Work instructions: Within the material below, find each line bearing the word "components" and present it.
>> Start
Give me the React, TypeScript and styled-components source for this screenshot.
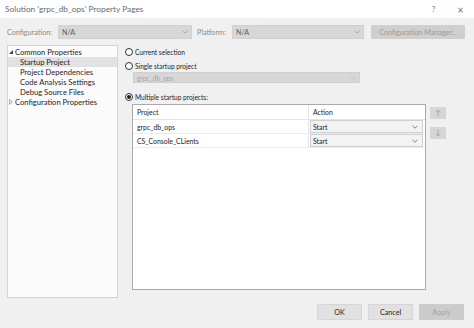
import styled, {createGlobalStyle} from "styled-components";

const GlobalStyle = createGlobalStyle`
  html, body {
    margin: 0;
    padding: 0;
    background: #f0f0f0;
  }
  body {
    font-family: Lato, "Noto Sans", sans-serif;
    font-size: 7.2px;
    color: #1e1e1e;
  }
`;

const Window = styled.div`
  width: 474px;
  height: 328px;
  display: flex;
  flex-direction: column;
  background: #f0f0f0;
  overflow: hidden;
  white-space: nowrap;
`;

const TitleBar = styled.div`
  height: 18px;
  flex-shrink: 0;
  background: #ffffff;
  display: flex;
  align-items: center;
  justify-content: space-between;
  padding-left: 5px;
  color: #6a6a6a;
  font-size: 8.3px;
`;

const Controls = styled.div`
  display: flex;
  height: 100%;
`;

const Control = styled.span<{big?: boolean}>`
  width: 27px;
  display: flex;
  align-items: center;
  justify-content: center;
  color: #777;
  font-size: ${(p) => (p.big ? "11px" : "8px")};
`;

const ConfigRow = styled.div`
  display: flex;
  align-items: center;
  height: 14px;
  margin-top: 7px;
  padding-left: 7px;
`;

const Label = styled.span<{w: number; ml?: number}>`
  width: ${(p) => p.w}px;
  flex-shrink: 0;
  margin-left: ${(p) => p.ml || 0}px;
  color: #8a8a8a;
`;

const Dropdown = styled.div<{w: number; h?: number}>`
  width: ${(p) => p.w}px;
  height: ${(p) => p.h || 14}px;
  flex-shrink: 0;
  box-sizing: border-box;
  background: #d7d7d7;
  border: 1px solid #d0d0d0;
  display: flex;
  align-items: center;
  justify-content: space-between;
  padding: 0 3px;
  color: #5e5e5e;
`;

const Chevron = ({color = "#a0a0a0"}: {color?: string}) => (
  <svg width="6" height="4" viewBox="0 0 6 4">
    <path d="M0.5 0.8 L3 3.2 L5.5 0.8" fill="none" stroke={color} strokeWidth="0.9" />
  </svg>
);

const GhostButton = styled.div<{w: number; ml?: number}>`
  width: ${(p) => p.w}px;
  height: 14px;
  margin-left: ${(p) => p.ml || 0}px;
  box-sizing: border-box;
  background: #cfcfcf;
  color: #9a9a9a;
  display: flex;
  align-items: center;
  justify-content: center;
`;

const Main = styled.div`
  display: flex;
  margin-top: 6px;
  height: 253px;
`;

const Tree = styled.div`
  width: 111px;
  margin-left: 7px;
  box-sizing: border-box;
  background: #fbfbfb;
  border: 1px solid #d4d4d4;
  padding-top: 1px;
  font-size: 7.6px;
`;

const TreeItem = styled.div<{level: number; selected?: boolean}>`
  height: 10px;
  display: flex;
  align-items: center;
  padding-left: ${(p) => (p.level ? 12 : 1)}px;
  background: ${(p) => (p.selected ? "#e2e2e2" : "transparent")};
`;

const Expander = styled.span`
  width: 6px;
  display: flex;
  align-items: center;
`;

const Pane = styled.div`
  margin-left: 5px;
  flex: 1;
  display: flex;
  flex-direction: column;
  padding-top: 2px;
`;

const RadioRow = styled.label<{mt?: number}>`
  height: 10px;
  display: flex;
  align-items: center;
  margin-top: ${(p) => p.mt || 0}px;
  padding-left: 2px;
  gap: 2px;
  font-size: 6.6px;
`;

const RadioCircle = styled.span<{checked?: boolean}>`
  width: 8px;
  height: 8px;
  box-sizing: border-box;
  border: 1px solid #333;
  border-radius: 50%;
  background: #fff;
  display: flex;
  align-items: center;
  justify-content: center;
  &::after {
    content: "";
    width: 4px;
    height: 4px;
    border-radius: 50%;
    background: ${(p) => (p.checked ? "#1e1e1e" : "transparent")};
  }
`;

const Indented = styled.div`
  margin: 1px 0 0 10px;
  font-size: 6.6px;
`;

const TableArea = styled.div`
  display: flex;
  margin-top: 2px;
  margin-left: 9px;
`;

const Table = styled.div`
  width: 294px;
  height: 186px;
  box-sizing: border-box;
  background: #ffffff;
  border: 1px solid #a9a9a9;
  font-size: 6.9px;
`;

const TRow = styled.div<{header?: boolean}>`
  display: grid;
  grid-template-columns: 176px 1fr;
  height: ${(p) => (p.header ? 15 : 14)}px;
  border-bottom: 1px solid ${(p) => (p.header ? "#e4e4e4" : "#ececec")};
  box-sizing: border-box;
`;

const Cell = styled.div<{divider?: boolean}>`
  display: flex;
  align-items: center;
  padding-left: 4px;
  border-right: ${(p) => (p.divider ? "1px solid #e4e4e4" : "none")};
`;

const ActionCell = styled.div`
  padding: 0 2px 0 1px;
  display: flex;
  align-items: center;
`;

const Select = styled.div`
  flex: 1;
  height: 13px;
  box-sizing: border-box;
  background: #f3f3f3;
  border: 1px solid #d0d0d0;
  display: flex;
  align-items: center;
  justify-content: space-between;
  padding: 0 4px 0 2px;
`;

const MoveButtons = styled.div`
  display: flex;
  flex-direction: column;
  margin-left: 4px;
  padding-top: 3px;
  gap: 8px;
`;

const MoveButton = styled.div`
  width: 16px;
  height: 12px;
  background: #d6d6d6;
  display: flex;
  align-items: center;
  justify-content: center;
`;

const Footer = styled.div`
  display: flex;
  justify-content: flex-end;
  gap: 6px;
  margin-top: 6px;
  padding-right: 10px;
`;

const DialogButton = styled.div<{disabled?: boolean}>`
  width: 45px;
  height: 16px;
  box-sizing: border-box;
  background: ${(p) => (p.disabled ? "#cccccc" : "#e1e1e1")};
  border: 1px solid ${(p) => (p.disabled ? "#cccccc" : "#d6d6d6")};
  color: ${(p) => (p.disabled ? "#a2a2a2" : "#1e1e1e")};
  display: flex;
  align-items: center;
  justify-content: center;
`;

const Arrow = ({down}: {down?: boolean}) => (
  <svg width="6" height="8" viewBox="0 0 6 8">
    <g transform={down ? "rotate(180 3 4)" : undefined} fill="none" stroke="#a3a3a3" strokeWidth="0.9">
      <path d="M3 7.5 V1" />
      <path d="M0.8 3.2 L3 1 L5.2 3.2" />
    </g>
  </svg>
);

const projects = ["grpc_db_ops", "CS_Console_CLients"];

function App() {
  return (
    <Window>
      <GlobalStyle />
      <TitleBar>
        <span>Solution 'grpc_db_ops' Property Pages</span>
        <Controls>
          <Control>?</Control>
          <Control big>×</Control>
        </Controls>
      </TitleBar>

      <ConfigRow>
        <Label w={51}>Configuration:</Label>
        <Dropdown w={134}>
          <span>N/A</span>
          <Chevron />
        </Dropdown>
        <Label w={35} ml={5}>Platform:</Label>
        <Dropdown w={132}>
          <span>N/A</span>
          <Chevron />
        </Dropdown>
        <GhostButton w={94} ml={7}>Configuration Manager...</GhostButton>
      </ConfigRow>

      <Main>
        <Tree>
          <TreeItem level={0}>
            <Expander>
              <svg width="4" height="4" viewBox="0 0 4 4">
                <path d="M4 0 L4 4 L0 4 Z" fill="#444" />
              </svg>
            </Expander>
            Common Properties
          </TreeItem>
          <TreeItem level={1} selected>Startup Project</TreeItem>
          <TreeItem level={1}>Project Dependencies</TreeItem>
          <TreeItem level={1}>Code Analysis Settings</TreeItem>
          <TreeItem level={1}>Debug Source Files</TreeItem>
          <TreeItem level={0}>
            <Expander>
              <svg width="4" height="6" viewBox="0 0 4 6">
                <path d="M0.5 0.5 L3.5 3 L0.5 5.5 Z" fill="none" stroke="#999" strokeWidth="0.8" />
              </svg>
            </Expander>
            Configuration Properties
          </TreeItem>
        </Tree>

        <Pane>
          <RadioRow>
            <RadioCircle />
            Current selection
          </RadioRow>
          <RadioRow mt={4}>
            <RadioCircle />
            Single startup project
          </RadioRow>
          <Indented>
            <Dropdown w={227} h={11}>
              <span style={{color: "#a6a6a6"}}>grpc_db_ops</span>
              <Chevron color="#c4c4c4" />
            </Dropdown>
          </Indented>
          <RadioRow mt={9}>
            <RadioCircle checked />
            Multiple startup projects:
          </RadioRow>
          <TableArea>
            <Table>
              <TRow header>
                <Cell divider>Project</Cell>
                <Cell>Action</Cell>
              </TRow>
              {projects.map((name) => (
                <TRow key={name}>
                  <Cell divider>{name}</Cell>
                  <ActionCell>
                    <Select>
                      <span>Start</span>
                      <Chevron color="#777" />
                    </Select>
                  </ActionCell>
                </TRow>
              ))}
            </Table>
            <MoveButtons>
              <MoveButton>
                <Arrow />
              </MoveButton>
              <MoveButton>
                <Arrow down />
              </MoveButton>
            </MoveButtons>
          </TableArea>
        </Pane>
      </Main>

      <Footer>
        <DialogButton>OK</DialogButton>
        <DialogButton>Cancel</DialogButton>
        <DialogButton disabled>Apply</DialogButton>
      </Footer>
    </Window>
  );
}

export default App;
>> End
Response below:
Give me the React, TypeScript and styled-components source for this screenshot.
import styled, {createGlobalStyle} from "styled-components";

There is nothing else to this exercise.